Reaching the finish line
On Sept. 24, 1789, President George Washington signed Senate Bill No. 1. A part of the bill known as the Judiciary Act created the U.S. Marshals Service. During the next several days, Washington appointed the first 13 U.S. marshals to enforce federal laws, serve warrants and protect judges and witnesses.
The first marshal for the Arkansas Territory, George Washington Scott, was appointed in May 1820 and served until Elias Rector was appointed in March 1831. Rector continued to serve in that position for another five years after Arkansas became a state in 1836. By the 1870s, the Western District of Arkansas was one of the largest (since it had jurisdiction over the Indian Territory, now Oklahoma) and wildest judicial districts in the country.
“Arkansas was divided into the two current districts in 1851, but the same federal judge presided over both districts,” Jessica Hayes writes for the Encyclopedia of Arkansas History & Culture. “After the divide, on March 12, George Knox was appointed the first U.S. marshal for the Western District of Arkansas, then headquartered in Van Buren. The Eastern District headquarters remained in Little Rock. On March 3, 1871, the office for the Western District of Arkansas was moved to Fort Smith. With that move, the Western District received its own judge. From 1851-96, the Western District held jurisdiction over 13 counties and all or parts of the Indian Territory. The history of Fort Smith is intricately connected to the U.S. Marshals Service. The city, once known as Hell on the Border, is renowned for its connection to the era of Judge Isaac Parker and the U.S. and deputy marshals.
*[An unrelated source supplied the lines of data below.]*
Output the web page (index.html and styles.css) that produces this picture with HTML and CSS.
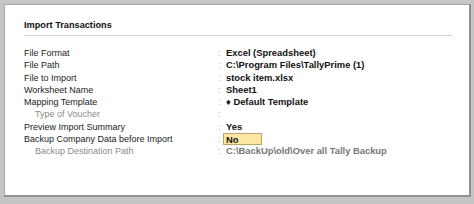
FILE: index.html
```html
<!DOCTYPE html>
<html>
<head>
    <title>Import Transactions</title>
    <meta charset="utf-8">
    <link rel="stylesheet" href="styles.css">
</head>
<body>
    <div class="panel">
        <div class="head">Import Transactions</div>
        <div class="rows">
            <div class="row"><span class="lbl">File Format</span><span class="col">:</span><span class="val">Excel (Spreadsheet)</span></div>
            <div class="row"><span class="lbl">File Path</span><span class="col">:</span><span class="val">C:\Program Files\TallyPrime (1)</span></div>
            <div class="row"><span class="lbl">File to Import</span><span class="col">:</span><span class="val">stock item.xlsx</span></div>
            <div class="row"><span class="lbl">Worksheet Name</span><span class="col">:</span><span class="val">Sheet1</span></div>
            <div class="row"><span class="lbl">Mapping Template</span><span class="col">:</span><span class="val">&#9830; Default Template</span></div>
            <div class="row sub"><span class="lbl">Type of Voucher</span><span class="col">:</span><span class="val"></span></div>
            <div class="row"><span class="lbl">Preview Import Summary</span><span class="col">:</span><span class="val">Yes</span></div>
            <div class="row"><span class="lbl">Backup Company Data before Import</span><span class="col">:</span><span class="val"><span class="edit">No</span></span></div>
            <div class="row sub"><span class="lbl">Backup Destination Path</span><span class="col">:</span><span class="val">C:\BackUp\old\Over all Tally Backup</span></div>
        </div>
    </div>
</body>
</html>
```

FILE: styles.css
```css
* {
    margin: 0;
    padding: 0;
    box-sizing: border-box;
}

html,
body {
    height: 100%;
}

body {
    background: #c3c5c7;
    font-family: "Liberation Sans", Arial, sans-serif;
    color: #1a1a1a;
    padding: 4px 3px 7px 4px;
}

.panel {
    background: #fff;
    height: 193px;
    border-top: 1px solid #a4a6a8;
    border-left: 1px solid #a4a6a8;
    border-right: 2px solid #8e9092;
    border-bottom: 2px solid #8e9092;
    padding: 14px 16px 0 19px;
}

.head {
    font-size: 9.2px;
    font-weight: bold;
    line-height: 12px;
    padding-bottom: 4px;
    border-bottom: 1px solid #d0d0d0;
    color: #111;
}

.rows {
    padding-top: 11px;
}

.row {
    display: grid;
    grid-template-columns: 194px 8px 1fr;
    align-items: center;
    height: 12.25px;
    line-height: 12px;
}

.lbl {
    font-size: 9px;
    color: #222;
    white-space: nowrap;
}

.col {
    font-size: 9px;
    color: #aaa;
}

.val {
    font-size: 9.4px;
    font-weight: bold;
    color: #111;
    white-space: nowrap;
}

.row.sub .lbl {
    padding-left: 11px;
    color: #8a8a8a;
}

.row.sub .val {
    color: #777;
}

.edit {
    display: inline-block;
    width: 39px;
    height: 12px;
    line-height: 11px;
    margin-left: -3px;
    padding-left: 2px;
    background: #fce6a2;
    border: 1px solid #b9a46a;
}
```
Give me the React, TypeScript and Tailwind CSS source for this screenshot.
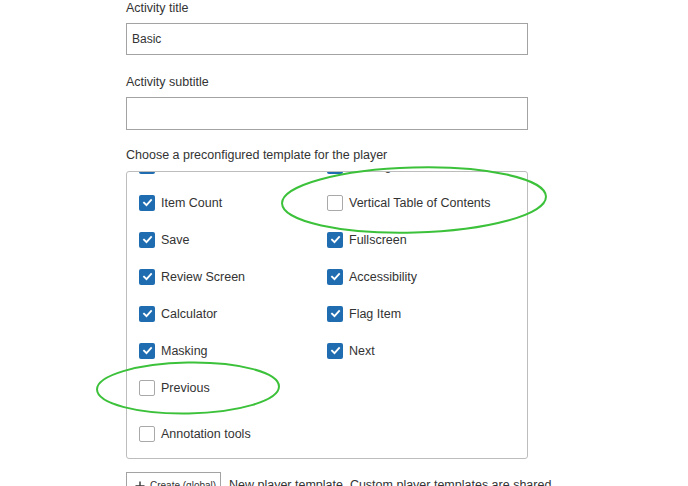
import React from "react";

type Item = { label: string; checked: boolean };

const rows: [Item, Item | null][] = [
  [{ label: "Line Reader", checked: true }, { label: "Scoring", checked: true }],
  [{ label: "Item Count", checked: true }, { label: "Vertical Table of Contents", checked: false }],
  [{ label: "Save", checked: true }, { label: "Fullscreen", checked: true }],
  [{ label: "Review Screen", checked: true }, { label: "Accessibility", checked: true }],
  [{ label: "Calculator", checked: true }, { label: "Flag Item", checked: true }],
  [{ label: "Masking", checked: true }, { label: "Next", checked: true }],
  [{ label: "Previous", checked: false }, null],
];

function Box({ checked }: { checked: boolean }) {
  if (checked) {
    return (
      <span className="flex h-[16px] w-[16px] shrink-0 items-center justify-center rounded-[2px] bg-[#1f6db0]">
        <svg width="11" height="11" viewBox="0 0 12 12" fill="none">
          <path d="M2.2 6.3 L4.9 8.9 L9.9 3.4" stroke="white" strokeWidth="2" strokeLinecap="square" />
        </svg>
      </span>
    );
  }
  return <span className="h-[16px] w-[16px] shrink-0 rounded-[2px] border border-[#a9a9a9] bg-white" />;
}

function Check({ item }: { item: Item }) {
  return (
    <div className="flex h-[37px] items-center gap-[6px]">
      <Box checked={item.checked} />
      <span className="whitespace-nowrap">{item.label}</span>
    </div>
  );
}

export default function App() {
  return (
    <div
      className="relative h-[486px] w-[688px] overflow-hidden bg-white text-[12.5px] leading-[16px] text-[#333]"
      style={{ fontFamily: '"Liberation Sans", Arial, sans-serif' }}
    >
      <div className="ml-[126px] w-[402px]">
        <div className="h-[16px]">Activity title</div>
        <div className="mt-[7px] flex h-[32px] items-center border border-[#a3a3a3] px-[5px] text-[12px]">Basic</div>
        <div className="mt-[19px] h-[16px]">Activity subtitle</div>
        <div className="mt-[7px] h-[33px] border border-[#a3a3a3]" />
        <div className="mt-[17px] h-[16px]">Choose a preconfigured template for the player</div>
        <div className="mt-[8px] h-[288px] overflow-hidden rounded-[3px] border border-[#bdbdbd] pl-[12px]">
          <div className="-mt-[25px]">
            {rows.map(([a, b], i) => (
              <div key={i} className="grid grid-cols-[188px_1fr]">
                <Check item={a} />
                {b ? <Check item={b} /> : <div />}
              </div>
            ))}
            <div className="mt-[9px]">
              <Check item={{ label: "Annotation tools", checked: false }} />
            </div>
          </div>
        </div>
        <div className="mt-[13px] flex items-start gap-[8px]">
          <div className="flex h-[28px] w-[95px] shrink-0 items-center gap-[5px] whitespace-nowrap border border-[#a3a3a3] pl-[8px] text-[10px]">
            <svg width="10" height="10" viewBox="0 0 10 10" className="shrink-0">
              <path d="M5 0.5 V9.5 M0.5 5 H9.5" stroke="#333" strokeWidth="1.4" />
            </svg>
            <span>Create (global)</span>
          </div>
          <div className="mt-[5px] whitespace-nowrap">New player template. Custom player templates are shared</div>
        </div>
      </div>
      <svg className="pointer-events-none absolute left-0 top-0" width="688" height="486">
        <ellipse cx="414" cy="200" rx="132" ry="32.5" fill="none" stroke="#3cc13a" strokeWidth="2" transform="rotate(-1.5 414 200)" />
        <ellipse cx="188" cy="388" rx="91" ry="25.5" fill="none" stroke="#3cc13a" strokeWidth="2" transform="rotate(-1 188 388)" />
      </svg>
    </div>
  );
}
“Between 1871 and 1874, two U.S. marshals in western Arkansas were removed for being ineffective. Isaac Parker, known as the Hanging Judge, was appointed federal judge for the Western District of Arkansas in May 1875, and he almost immediately appointed 200 deputies in an effort to get a handle on the crime and violence that plagued the area. During his tenure, more than 65 deputies died in the line of duty. Famous outlaws and criminals sentenced by Judge Parker included the Cook Gang, Cherokee Bill and Belle Starr. Some of the most well-known deputy marshals served in the Western District of Arkansas—Bass Reeves, Heck Thomas, Zeke Proctor, Frank Dalton and Addison Beck.”
In 2007, it was announced that Fort Smith had been selected as the site of the U.S. Marshals Museum. Stacia Hylton, the former director of the Marshals Service, said of the marshals: “For all of us, Fort Smith is like sacred ground.”
Arkansans were told the museum would open in 2014. Then they were told it would be 2016. That date later was changed to 2017. A groundbreaking ceremony was held on Sept. 24, 2014, the 225th anniversary of the Marshals Service, but it was ceremonial in nature. Many people began to doubt that the facility would be built.
Enter Patrick Weeks. In one of his first interviews after being named last year as the museum’s president and CEO, Weeks stated flatly: “The reality is a museum is going to be built, and it will be the anchor of the riverfront.” Weeks brought together his executive committee in late October to lay out a timeline and budget. And then he set an opening date of Sept. 24, 2019, five years after the groundbreaking.
The hiring of Weeks allows Jim Dunn, the Booneville native who had headed the project, to focus on fundraising. Dunn had spent seven long years having to wear two hats— operations and fundraising—and can now concentrate on one area as head of the separate U.S. Marshals Museum Foundation.
The museum has a total budget of $58.6 million. The board voted in December to change the design as necessary to stay within that budget. There’s $24 million left to raise. The museum will be built on 15.9 acres along the Arkansas River that’s being donated by the Robbie Westphal family.
Weeks, 48, has worked on theme parks, science centers and museums around the world with a focus on creating memorable experiences for visitors. When Weeks was hired, Robert A. Young III, the chairman of the museum’s foundation, said Weeks had “played an integral role in the design and construction of several national entities. At the Arizona Science Center, he fostered relationships with corporate sponsors, individual donors and municipal government entities to complete a $24.5 million capital reinvestment project. I’m confident he and Jim Dunn will do the same for the U.S. Marshals Museum to bring this project over the finish line.”
That finish line is Weeks’ focus. “I couldn’t resist applying when I read about this museum,” says Weeks, who began work on July 1, 2016. “There already was a team in place that had done everything right to that point. It’s not as if I had to come in and begin retooling things. My focus has been on the budget and the operational aspects. Our board has made some tough decisions, and now it’s time to see the outcomes.”
Alice Alt, the museum’s vice president of development, calls the museum a catalyst in the current revitalization of downtown Fort Smith. Even though there’s no building, there’s already plenty of educational programming such as the Winthrop Paul Rockefeller Distinguished Lecture Series.
“When it was announced that the museum would be in Fort Smith, it led to other things,” Alt says. “We’re a catalyst for much more to come. It’s an exciting time.”